━━━ Data provided
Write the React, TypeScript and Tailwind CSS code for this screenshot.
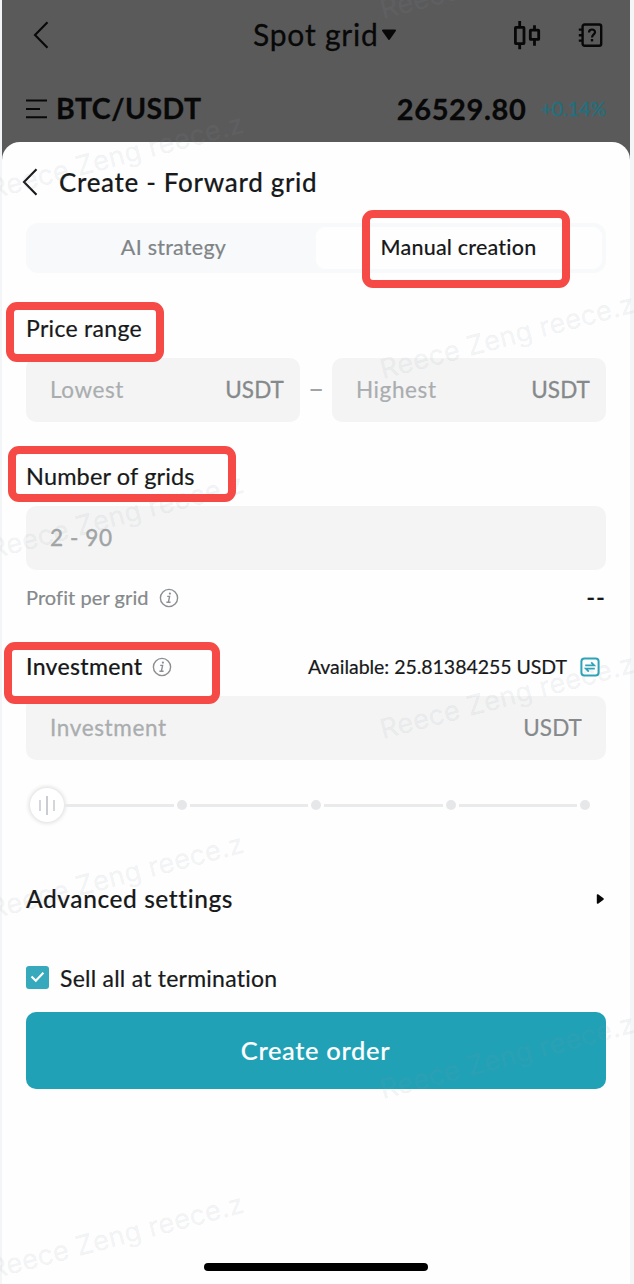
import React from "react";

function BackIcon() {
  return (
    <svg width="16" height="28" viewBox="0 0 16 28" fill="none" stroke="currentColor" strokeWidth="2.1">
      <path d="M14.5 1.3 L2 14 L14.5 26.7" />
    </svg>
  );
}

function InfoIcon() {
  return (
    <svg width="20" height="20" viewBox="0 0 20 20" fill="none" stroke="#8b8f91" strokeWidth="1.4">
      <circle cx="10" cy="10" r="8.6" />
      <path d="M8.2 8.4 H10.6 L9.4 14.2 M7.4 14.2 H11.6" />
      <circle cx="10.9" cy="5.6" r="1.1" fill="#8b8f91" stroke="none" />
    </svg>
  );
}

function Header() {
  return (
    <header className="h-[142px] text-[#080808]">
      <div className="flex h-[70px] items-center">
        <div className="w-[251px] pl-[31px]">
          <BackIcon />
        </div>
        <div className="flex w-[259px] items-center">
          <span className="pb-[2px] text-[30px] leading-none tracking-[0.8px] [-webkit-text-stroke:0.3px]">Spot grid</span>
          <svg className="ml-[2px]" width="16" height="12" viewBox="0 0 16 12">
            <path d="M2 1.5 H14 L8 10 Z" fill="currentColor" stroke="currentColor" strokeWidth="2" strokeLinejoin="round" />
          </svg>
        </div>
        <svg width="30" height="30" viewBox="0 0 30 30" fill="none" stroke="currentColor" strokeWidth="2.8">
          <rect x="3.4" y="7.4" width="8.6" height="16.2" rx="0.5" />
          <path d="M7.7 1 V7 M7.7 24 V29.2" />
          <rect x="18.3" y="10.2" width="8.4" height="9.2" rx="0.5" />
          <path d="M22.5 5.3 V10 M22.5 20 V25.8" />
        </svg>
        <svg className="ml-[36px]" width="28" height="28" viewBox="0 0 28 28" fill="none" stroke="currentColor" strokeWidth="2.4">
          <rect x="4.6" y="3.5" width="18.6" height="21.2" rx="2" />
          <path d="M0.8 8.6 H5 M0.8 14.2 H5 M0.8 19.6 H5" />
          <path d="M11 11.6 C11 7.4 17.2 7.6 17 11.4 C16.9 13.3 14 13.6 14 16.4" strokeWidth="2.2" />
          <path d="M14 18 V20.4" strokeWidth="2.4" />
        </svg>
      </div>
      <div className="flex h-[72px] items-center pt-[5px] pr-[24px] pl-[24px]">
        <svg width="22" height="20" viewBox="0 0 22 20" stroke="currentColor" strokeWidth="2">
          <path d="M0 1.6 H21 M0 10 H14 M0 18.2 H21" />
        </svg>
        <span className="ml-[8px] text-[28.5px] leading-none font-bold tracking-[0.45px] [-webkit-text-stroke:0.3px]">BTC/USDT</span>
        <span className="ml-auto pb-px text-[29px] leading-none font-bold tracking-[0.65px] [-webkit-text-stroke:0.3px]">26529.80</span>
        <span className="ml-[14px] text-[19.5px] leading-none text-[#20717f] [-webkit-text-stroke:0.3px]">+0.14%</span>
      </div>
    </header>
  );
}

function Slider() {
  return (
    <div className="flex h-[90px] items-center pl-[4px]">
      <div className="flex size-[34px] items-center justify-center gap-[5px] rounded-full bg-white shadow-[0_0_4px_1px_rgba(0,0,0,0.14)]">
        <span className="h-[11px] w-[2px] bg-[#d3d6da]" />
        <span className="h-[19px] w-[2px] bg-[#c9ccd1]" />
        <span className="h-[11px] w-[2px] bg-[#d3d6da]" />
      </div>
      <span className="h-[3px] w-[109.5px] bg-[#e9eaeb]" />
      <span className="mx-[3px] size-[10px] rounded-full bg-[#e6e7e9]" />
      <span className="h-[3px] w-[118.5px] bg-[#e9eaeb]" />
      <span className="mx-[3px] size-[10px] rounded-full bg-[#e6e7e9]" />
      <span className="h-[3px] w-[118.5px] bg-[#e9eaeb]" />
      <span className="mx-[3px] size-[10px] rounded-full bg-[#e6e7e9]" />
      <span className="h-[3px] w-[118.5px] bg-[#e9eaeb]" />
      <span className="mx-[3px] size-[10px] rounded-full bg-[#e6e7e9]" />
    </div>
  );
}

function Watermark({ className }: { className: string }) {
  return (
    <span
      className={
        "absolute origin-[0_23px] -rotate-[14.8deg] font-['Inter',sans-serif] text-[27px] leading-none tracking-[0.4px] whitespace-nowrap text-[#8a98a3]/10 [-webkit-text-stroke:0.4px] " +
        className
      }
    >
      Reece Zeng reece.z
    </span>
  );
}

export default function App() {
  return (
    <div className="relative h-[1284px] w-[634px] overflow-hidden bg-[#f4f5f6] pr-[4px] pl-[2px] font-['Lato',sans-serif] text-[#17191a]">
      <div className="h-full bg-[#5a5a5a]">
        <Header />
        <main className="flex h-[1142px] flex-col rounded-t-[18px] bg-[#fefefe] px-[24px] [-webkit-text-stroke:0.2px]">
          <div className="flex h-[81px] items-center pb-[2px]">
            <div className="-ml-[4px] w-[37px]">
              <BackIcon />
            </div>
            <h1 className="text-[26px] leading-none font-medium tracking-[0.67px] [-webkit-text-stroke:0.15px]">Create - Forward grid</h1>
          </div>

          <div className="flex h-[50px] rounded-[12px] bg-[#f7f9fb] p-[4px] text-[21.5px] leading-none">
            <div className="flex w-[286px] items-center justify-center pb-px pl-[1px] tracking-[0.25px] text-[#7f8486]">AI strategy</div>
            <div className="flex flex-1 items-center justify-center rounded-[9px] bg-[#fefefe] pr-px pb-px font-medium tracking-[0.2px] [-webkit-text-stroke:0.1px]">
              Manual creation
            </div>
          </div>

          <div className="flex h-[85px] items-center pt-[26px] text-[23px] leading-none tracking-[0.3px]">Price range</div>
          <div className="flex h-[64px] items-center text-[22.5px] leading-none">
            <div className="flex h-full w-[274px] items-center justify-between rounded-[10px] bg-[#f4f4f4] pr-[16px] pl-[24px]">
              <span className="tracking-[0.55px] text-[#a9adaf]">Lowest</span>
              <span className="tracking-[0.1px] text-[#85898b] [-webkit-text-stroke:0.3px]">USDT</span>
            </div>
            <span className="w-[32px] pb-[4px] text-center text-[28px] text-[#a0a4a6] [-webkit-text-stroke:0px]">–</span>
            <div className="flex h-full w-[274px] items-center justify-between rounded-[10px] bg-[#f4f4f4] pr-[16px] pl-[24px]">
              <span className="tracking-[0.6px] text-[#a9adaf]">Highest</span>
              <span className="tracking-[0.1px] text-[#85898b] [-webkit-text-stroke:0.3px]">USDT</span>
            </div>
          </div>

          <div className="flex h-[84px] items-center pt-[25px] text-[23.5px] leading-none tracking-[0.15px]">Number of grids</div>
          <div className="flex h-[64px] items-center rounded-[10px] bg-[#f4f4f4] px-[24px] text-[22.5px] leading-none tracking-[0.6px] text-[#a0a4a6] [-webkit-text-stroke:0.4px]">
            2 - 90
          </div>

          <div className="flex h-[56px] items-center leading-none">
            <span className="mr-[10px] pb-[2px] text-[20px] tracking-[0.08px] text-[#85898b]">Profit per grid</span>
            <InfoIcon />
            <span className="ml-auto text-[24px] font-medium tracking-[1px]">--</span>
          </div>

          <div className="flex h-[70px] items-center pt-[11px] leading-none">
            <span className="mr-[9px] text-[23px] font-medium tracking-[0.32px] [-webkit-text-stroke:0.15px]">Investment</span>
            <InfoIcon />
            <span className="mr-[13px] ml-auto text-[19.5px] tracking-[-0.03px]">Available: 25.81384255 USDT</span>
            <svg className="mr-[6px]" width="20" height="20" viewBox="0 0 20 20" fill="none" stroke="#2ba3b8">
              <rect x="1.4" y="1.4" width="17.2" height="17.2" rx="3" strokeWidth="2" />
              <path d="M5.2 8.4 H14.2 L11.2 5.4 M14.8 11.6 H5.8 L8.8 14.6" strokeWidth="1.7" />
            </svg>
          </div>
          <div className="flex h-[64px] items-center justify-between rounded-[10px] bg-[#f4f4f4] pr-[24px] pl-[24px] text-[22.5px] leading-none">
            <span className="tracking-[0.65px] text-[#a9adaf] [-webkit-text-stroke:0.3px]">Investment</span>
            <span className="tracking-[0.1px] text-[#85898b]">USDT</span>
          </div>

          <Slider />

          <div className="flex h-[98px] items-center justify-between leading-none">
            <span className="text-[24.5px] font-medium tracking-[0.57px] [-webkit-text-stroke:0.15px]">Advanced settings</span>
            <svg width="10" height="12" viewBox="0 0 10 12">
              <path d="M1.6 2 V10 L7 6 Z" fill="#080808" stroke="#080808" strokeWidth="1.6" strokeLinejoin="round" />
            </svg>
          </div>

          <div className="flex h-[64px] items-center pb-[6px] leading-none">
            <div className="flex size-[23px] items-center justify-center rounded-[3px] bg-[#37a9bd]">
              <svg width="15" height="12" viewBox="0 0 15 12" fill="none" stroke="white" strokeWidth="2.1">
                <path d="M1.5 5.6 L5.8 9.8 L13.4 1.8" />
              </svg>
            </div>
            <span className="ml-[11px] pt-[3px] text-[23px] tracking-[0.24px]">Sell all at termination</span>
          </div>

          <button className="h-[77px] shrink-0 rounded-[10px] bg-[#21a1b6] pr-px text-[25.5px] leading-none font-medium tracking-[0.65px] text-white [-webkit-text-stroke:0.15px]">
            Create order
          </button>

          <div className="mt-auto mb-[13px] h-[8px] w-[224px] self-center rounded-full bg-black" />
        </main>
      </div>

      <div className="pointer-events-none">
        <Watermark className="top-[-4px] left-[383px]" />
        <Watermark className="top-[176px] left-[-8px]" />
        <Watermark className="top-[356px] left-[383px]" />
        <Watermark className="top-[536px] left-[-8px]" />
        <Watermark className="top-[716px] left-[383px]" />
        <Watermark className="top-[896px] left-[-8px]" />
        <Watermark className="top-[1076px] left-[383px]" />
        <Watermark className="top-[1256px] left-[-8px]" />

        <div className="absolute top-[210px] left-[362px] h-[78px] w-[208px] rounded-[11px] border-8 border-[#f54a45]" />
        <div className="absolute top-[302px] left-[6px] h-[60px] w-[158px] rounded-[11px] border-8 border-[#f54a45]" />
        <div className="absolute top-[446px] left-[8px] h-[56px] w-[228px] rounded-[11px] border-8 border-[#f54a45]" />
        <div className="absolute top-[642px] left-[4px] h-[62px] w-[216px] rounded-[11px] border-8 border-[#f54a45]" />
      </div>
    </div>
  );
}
━━━━━━
**Exercise prompt**. Give the number of lines containing the word "React". No other answer is needed.

**Reply**. 2